Après avoir entendu les deux parties et mené une enquête dans le pays, le Comité a rendu sa décision le 15 décembre 2017.Il a statué que, même si la Mauritanie disposait d’une législation pénalisant l'esclavage, l’État ne l'avait pas appliquée dans toutes ses entités et que la législation elle-même n’assurait pas une protection suffisante contre l’esclavage dans la pratique. Le Comité a condamné le fait que la Mauritanie n’avait pas pris les mesures nécessaires pour empêcher la pratique de l’esclavage, faire enquête à ce sujet, poursuivre et sanctionner les responsables et remédier à la situation, ce qui a donné lieu à une situation d'impunité. Le Comité a rendu sa décision en accord presque parfait avec les plaignants, concluant que la Mauritanie avait manqué à ses obligations aux termes des articles 1, 3, 4, 5, 11, 12, 15, 16 et 21.
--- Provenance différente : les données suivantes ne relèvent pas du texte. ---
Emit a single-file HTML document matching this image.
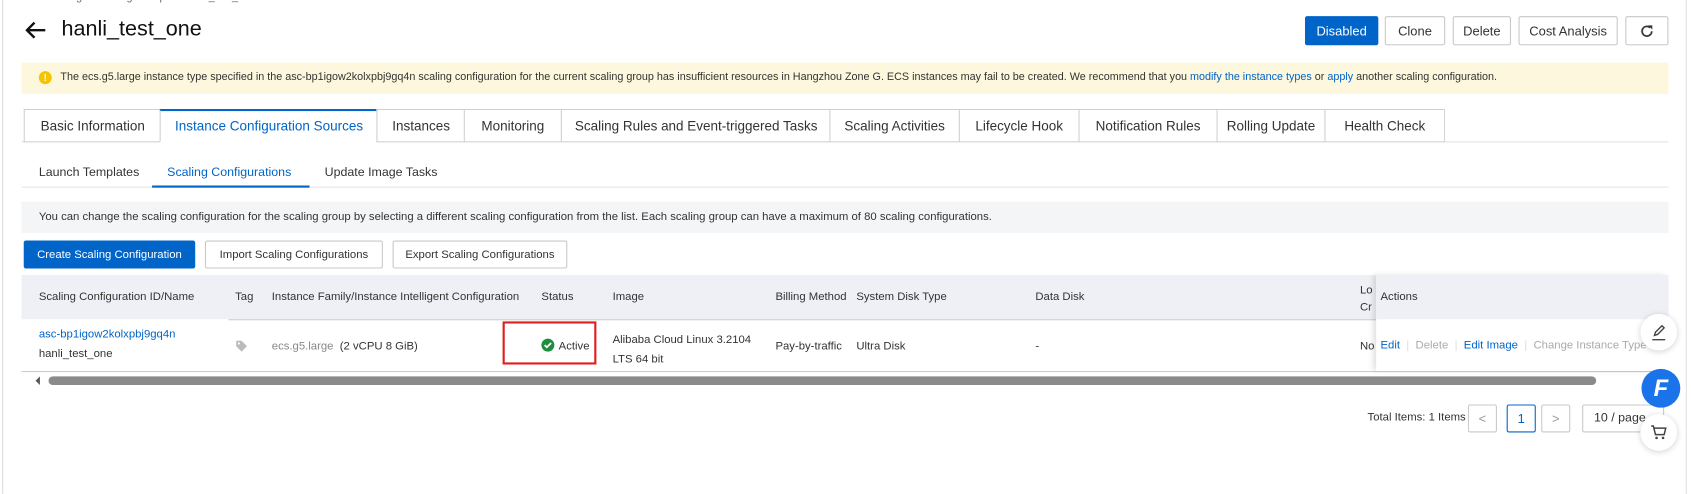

Il convient de signaler que le Comité a fait largement référence à la jurisprudence internationale et régionale, provenant notamment du Comité des droits de l'enfant et du Comité des droits économiques, sociaux et culturels des Nations Unies, et de la Cour interaméricaine des droits de l’homme.
De plus, le Comité a mis l’accent sur l’indissociabilité et l’interdépendance de tous les droits (civils et politiques, ainsi qu’économiques, sociaux et culturels).Par exemple, le Comité a signalé que le travail illégal des enfants (une violation de la Charte) entraîne aussi la violation de plusieurs autres droits protégés par la Charte, tels que le droit à la santé, le droit à la liberté de circulation et le droit à un procès équitable. Ailleurs, le Comité reconnaît que le droit à la survie et au développement ne peut se réaliser que par la mise en œuvre de tous les droits protégés par la charte, notamment le droit à la santé, à l’éducation, à la protection contre la torture et le droit d’échapper au travail imposé aux enfants. En d’autres mots, la réalisation du droit des enfants à la vie, à la survie et au développement va au-delà de la simple survie, demandant un investissement de l’État dans tous les aspects de la croissance et du développement, notamment sur le plan physique, mental, psychologique, social, etc.
Le Comité a formulé plusieurs recommandations, demandant à la République de Mauritanie de prendre, entre autres, les mesures suivantes :
- s’assurer que tous les membres de la famille El Hassine soient poursuivis et condamnés pour la réduction en esclavage de Saïd et Yarg, conformément au droit mauritanien et aux droits garantis par la charte ;
- veiller à ce que les frères et d’autres victimes d’esclavage se voient accorder une réparation appropriée leur assurant notamment les documents d’identité nécessaires, l’inscription à l’école publique, une aide psychologique et une indemnisation ; et
- veiller à ce que tous les organes de l’État, la société civile et autres parties prenantes collaborent à titre prioritaire à la lutte contre l’esclavage et les pratiques esclavagistes.